<<<<

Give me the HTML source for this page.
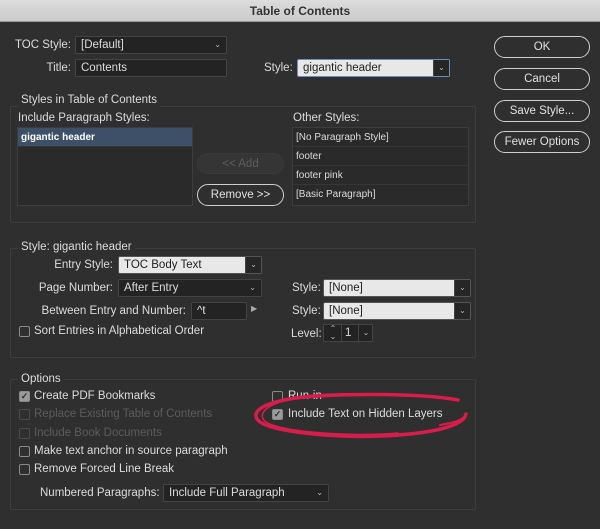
<!DOCTYPE html>
<html><head><style>
*{box-sizing:border-box;margin:0;padding:0}
body{width:600px;height:529px;background:#2f2f2f;font-family:"Liberation Sans",sans-serif;font-size:11.5px;color:#dcdcdc;position:relative;overflow:hidden}
.a{position:absolute;white-space:nowrap}
.r{text-align:right}
.fld{position:absolute;background:#232323;border:1px solid #444;border-radius:2px;padding-left:5px;line-height:16px;color:#dcdcdc}
.lt{background:#e8e8e8;color:#222;border:1px solid #555}
.arr{position:absolute;right:0;top:0;bottom:0;width:16px;background:#262626;border-left:1px solid #444;color:#bbb;font-size:8px;text-align:center;line-height:16px}
.grp{position:absolute;border:1px solid #3d3d3d;border-radius:2px}
.gl{position:absolute;background:#2f2f2f;padding:0 3px;line-height:13px}
.btn{position:absolute;border:1.5px solid #cfcfcf;border-radius:12px;display:flex;align-items:center;justify-content:center;color:#e0e0e0}
.cb{position:absolute;width:11px;height:11px;border:1px solid #8a8a8a;border-radius:2px}
.cb.on{background:#9a9a9a;color:#2f2f2f;font-size:9px;line-height:9px;text-align:center;font-weight:bold}
.dis{color:#5c5c5c}
.dis.cb,.cb.dis{border-color:#4a4a4a}
.list{position:absolute;border:1px solid #3d3d3d;background:#2a2a2a}
.row{height:19px;line-height:19px;padding-left:3px;border-bottom:1px solid #363636;font-size:10px}
</style></head><body>
<div class="a" style="left:0;top:0;width:600px;height:22px;background:linear-gradient(#dcdcdc,#cbcbcb);border-bottom:1px solid #999;text-align:center;line-height:22px;color:#333;font-weight:bold;font-size:12px">Table of Contents</div>

<div class="a r" style="left:0;width:71px;top:39px">TOC Style:</div>
<div class="fld" style="left:75px;top:36px;width:152px;height:18px">[Default]<span style="position:absolute;right:5px;color:#bbb;font-size:8px">&#8964;</span></div>
<div class="a r" style="left:0;width:71px;top:62px">Title:</div>
<div class="fld" style="left:75px;top:59px;width:152px;height:18px">Contents</div>
<div class="a" style="left:264px;top:62px">Style:</div>
<div class="fld lt" style="left:297px;top:59px;width:153px;height:18px;border:1px solid #6d8fc0">gigantic header<div class="arr">&#8964;</div></div>

<div class="btn" style="left:494px;top:36px;width:96px;height:22px">OK</div>
<div class="btn" style="left:494px;top:68px;width:96px;height:22px">Cancel</div>
<div class="btn" style="left:494px;top:100px;width:96px;height:22px">Save Style...</div>
<div class="btn" style="left:494px;top:131px;width:96px;height:22px">Fewer Options</div>

<div class="grp" style="left:10px;top:106px;width:466px;height:117px"></div>
<div class="gl" style="left:18px;top:94px">Styles in Table of Contents</div>
<div class="a" style="left:18px;top:112px">Include Paragraph Styles:</div>
<div class="list" style="left:17px;top:127px;width:176px;height:79px"><div class="row" style="background:#3d5068;font-weight:bold;color:#fff">gigantic header</div></div>
<div class="btn" style="left:197px;top:153px;width:87px;height:21px;border-color:#3a3a3a;background:#353535;color:#5e5e5e">&lt;&lt; Add</div>
<div class="btn" style="left:197px;top:184px;width:87px;height:22px">Remove &gt;&gt;</div>
<div class="a" style="left:293px;top:112px">Other Styles:</div>
<div class="list" style="left:292px;top:127px;width:177px;height:79px">
<div class="row">[No Paragraph Style]</div><div class="row">footer</div><div class="row">footer pink</div><div class="row" style="border:0">[Basic Paragraph]</div></div>

<div class="grp" style="left:10px;top:248px;width:466px;height:110px"></div>
<div class="gl" style="left:18px;top:241px">Style: gigantic header</div>
<div class="a r" style="left:0;width:113px;top:259px">Entry Style:</div>
<div class="fld lt" style="left:118px;top:256px;width:144px;height:18px">TOC Body Text<div class="arr">&#8964;</div></div>
<div class="a r" style="left:0;width:113px;top:282px">Page Number:</div>
<div class="fld" style="left:118px;top:279px;width:144px;height:18px">After Entry<span style="position:absolute;right:5px;color:#bbb;font-size:8px">&#8964;</span></div>
<div class="a r" style="left:0;width:186px;top:305px">Between Entry and Number:</div>
<div class="fld" style="left:191px;top:302px;width:56px;height:18px">^t</div>
<div class="a" style="left:251px;top:304px;font-size:8px;color:#aaa">&#9654;</div>
<div class="cb" style="left:19px;top:326px"></div>
<div class="a" style="left:34px;top:325px">Sort Entries in Alphabetical Order</div>
<div class="a" style="left:292px;top:282px">Style:</div>
<div class="fld lt" style="left:323px;top:279px;width:148px;height:18px">[None]<div class="arr">&#8964;</div></div>
<div class="a" style="left:292px;top:305px">Style:</div>
<div class="fld lt" style="left:323px;top:302px;width:148px;height:18px">[None]<div class="arr">&#8964;</div></div>
<div class="a" style="left:291px;top:328px">Level:</div>
<div class="fld" style="left:323px;top:324px;width:50px;height:18px;padding:0"><span style="position:absolute;left:2px;top:0;width:14px;font-size:8px;color:#bbb;line-height:8px;text-align:center">&#8963;<br>&#8964;</span><span style="position:absolute;left:17px;top:0;height:16px;border-left:1px solid #444;padding-left:3px">1</span><span style="position:absolute;left:34px;top:0;width:15px;height:16px;border-left:1px solid #444;text-align:center;font-size:8px;color:#bbb">&#8964;</span></div>

<div class="grp" style="left:10px;top:379px;width:466px;height:131px"></div>
<div class="gl" style="left:18px;top:373px">Options</div>
<div class="cb on" style="left:19px;top:391px">&#10003;</div><div class="a" style="left:34px;top:390px">Create PDF Bookmarks</div>
<div class="cb dis" style="left:19px;top:409px"></div><div class="a dis" style="left:34px;top:408px">Replace Existing Table of Contents</div>
<div class="cb dis" style="left:19px;top:428px"></div><div class="a dis" style="left:34px;top:427px">Include Book Documents</div>
<div class="cb" style="left:19px;top:446px"></div><div class="a" style="left:34px;top:445px">Make text anchor in source paragraph</div>
<div class="cb" style="left:19px;top:464px"></div><div class="a" style="left:34px;top:463px">Remove Forced Line Break</div>
<div class="a" style="left:40px;top:487px">Numbered Paragraphs:</div>
<div class="fld" style="left:163px;top:484px;width:166px;height:18px">Include Full Paragraph<span style="position:absolute;right:5px;color:#bbb;font-size:8px">&#8964;</span></div>
<div class="cb" style="left:272px;top:391px"></div><div class="a" style="left:288px;top:390px">Run-in</div>
<div class="cb on" style="left:272px;top:409px">&#10003;</div><div class="a" style="left:288px;top:408px">Include Text on Hidden Layers</div>

<svg class="a" style="left:0;top:0" width="600" height="529">
<g fill="none" stroke="#d81c4c" stroke-linecap="round">
<path d="M458 400 C420 393 330 393 295 398 C265 403 252 410 257 419 C264 431 330 438 380 436 C432 434 464 426 466 414" stroke-width="3.5"/>
<path d="M450 398 C410 393 320 395 288 400 C262 406 258 416 266 422 C282 432 350 437 398 433" stroke-width="1.5"/>
<path d="M466 414 C463 421 452 423 440 425" stroke-width="2"/>
</g></svg>
</body></html>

>>>>

# [Problem requirements]
Output the data exactly. Pictures don't belong in the result.

# [Task solution]
Give me the HTML source for this page.
<!DOCTYPE html>
<html><head><style>
*{box-sizing:border-box;margin:0;padding:0}
body{width:600px;height:529px;background:#2f2f2f;font-family:"Liberation Sans",sans-serif;font-size:11.5px;color:#dcdcdc;position:relative;overflow:hidden}
.a{position:absolute;white-space:nowrap}
.r{text-align:right}
.fld{position:absolute;background:#232323;border:1px solid #444;border-radius:2px;padding-left:5px;line-height:16px;color:#dcdcdc}
.lt{background:#e8e8e8;color:#222;border:1px solid #555}
.arr{position:absolute;right:0;top:0;bottom:0;width:16px;background:#262626;border-left:1px solid #444;color:#bbb;font-size:8px;text-align:center;line-height:16px}
.grp{position:absolute;border:1px solid #3d3d3d;border-radius:2px}
.gl{position:absolute;background:#2f2f2f;padding:0 3px;line-height:13px}
.btn{position:absolute;border:1.5px solid #cfcfcf;border-radius:12px;display:flex;align-items:center;justify-content:center;color:#e0e0e0}
.cb{position:absolute;width:11px;height:11px;border:1px solid #8a8a8a;border-radius:2px}
.cb.on{background:#9a9a9a;color:#2f2f2f;font-size:9px;line-height:9px;text-align:center;font-weight:bold}
.dis{color:#5c5c5c}
.dis.cb,.cb.dis{border-color:#4a4a4a}
.list{position:absolute;border:1px solid #3d3d3d;background:#2a2a2a}
.row{height:19px;line-height:19px;padding-left:3px;border-bottom:1px solid #363636;font-size:10px}
</style></head><body>
<div class="a" style="left:0;top:0;width:600px;height:22px;background:linear-gradient(#dcdcdc,#cbcbcb);border-bottom:1px solid #999;text-align:center;line-height:22px;color:#333;font-weight:bold;font-size:12px">Table of Contents</div>

<div class="a r" style="left:0;width:71px;top:39px">TOC Style:</div>
<div class="fld" style="left:75px;top:36px;width:152px;height:18px">[Default]<span style="position:absolute;right:5px;color:#bbb;font-size:8px">&#8964;</span></div>
<div class="a r" style="left:0;width:71px;top:62px">Title:</div>
<div class="fld" style="left:75px;top:59px;width:152px;height:18px">Contents</div>
<div class="a" style="left:264px;top:62px">Style:</div>
<div class="fld lt" style="left:297px;top:59px;width:153px;height:18px;border:1px solid #6d8fc0">gigantic header<div class="arr">&#8964;</div></div>

<div class="btn" style="left:494px;top:36px;width:96px;height:22px">OK</div>
<div class="btn" style="left:494px;top:68px;width:96px;height:22px">Cancel</div>
<div class="btn" style="left:494px;top:100px;width:96px;height:22px">Save Style...</div>
<div class="btn" style="left:494px;top:131px;width:96px;height:22px">Fewer Options</div>

<div class="grp" style="left:10px;top:106px;width:466px;height:117px"></div>
<div class="gl" style="left:18px;top:94px">Styles in Table of Contents</div>
<div class="a" style="left:18px;top:112px">Include Paragraph Styles:</div>
<div class="list" style="left:17px;top:127px;width:176px;height:79px"><div class="row" style="background:#3d5068;font-weight:bold;color:#fff">gigantic header</div></div>
<div class="btn" style="left:197px;top:153px;width:87px;height:21px;border-color:#3a3a3a;background:#353535;color:#5e5e5e">&lt;&lt; Add</div>
<div class="btn" style="left:197px;top:184px;width:87px;height:22px">Remove &gt;&gt;</div>
<div class="a" style="left:293px;top:112px">Other Styles:</div>
<div class="list" style="left:292px;top:127px;width:177px;height:79px">
<div class="row">[No Paragraph Style]</div><div class="row">footer</div><div class="row">footer pink</div><div class="row" style="border:0">[Basic Paragraph]</div></div>

<div class="grp" style="left:10px;top:248px;width:466px;height:110px"></div>
<div class="gl" style="left:18px;top:241px">Style: gigantic header</div>
<div class="a r" style="left:0;width:113px;top:259px">Entry Style:</div>
<div class="fld lt" style="left:118px;top:256px;width:144px;height:18px">TOC Body Text<div class="arr">&#8964;</div></div>
<div class="a r" style="left:0;width:113px;top:282px">Page Number:</div>
<div class="fld" style="left:118px;top:279px;width:144px;height:18px">After Entry<span style="position:absolute;right:5px;color:#bbb;font-size:8px">&#8964;</span></div>
<div class="a r" style="left:0;width:186px;top:305px">Between Entry and Number:</div>
<div class="fld" style="left:191px;top:302px;width:56px;height:18px">^t</div>
<div class="a" style="left:251px;top:304px;font-size:8px;color:#aaa">&#9654;</div>
<div class="cb" style="left:19px;top:326px"></div>
<div class="a" style="left:34px;top:325px">Sort Entries in Alphabetical Order</div>
<div class="a" style="left:292px;top:282px">Style:</div>
<div class="fld lt" style="left:323px;top:279px;width:148px;height:18px">[None]<div class="arr">&#8964;</div></div>
<div class="a" style="left:292px;top:305px">Style:</div>
<div class="fld lt" style="left:323px;top:302px;width:148px;height:18px">[None]<div class="arr">&#8964;</div></div>
<div class="a" style="left:291px;top:328px">Level:</div>
<div class="fld" style="left:323px;top:324px;width:50px;height:18px;padding:0"><span style="position:absolute;left:2px;top:0;width:14px;font-size:8px;color:#bbb;line-height:8px;text-align:center">&#8963;<br>&#8964;</span><span style="position:absolute;left:17px;top:0;height:16px;border-left:1px solid #444;padding-left:3px">1</span><span style="position:absolute;left:34px;top:0;width:15px;height:16px;border-left:1px solid #444;text-align:center;font-size:8px;color:#bbb">&#8964;</span></div>

<div class="grp" style="left:10px;top:379px;width:466px;height:131px"></div>
<div class="gl" style="left:18px;top:373px">Options</div>
<div class="cb on" style="left:19px;top:391px">&#10003;</div><div class="a" style="left:34px;top:390px">Create PDF Bookmarks</div>
<div class="cb dis" style="left:19px;top:409px"></div><div class="a dis" style="left:34px;top:408px">Replace Existing Table of Contents</div>
<div class="cb dis" style="left:19px;top:428px"></div><div class="a dis" style="left:34px;top:427px">Include Book Documents</div>
<div class="cb" style="left:19px;top:446px"></div><div class="a" style="left:34px;top:445px">Make text anchor in source paragraph</div>
<div class="cb" style="left:19px;top:464px"></div><div class="a" style="left:34px;top:463px">Remove Forced Line Break</div>
<div class="a" style="left:40px;top:487px">Numbered Paragraphs:</div>
<div class="fld" style="left:163px;top:484px;width:166px;height:18px">Include Full Paragraph<span style="position:absolute;right:5px;color:#bbb;font-size:8px">&#8964;</span></div>
<div class="cb" style="left:272px;top:391px"></div><div class="a" style="left:288px;top:390px">Run-in</div>
<div class="cb on" style="left:272px;top:409px">&#10003;</div><div class="a" style="left:288px;top:408px">Include Text on Hidden Layers</div>

<svg class="a" style="left:0;top:0" width="600" height="529">
<g fill="none" stroke="#d81c4c" stroke-linecap="round">
<path d="M458 400 C420 393 330 393 295 398 C265 403 252 410 257 419 C264 431 330 438 380 436 C432 434 464 426 466 414" stroke-width="3.5"/>
<path d="M450 398 C410 393 320 395 288 400 C262 406 258 416 266 422 C282 432 350 437 398 433" stroke-width="1.5"/>
<path d="M466 414 C463 421 452 423 440 425" stroke-width="2"/>
</g></svg>
</body></html>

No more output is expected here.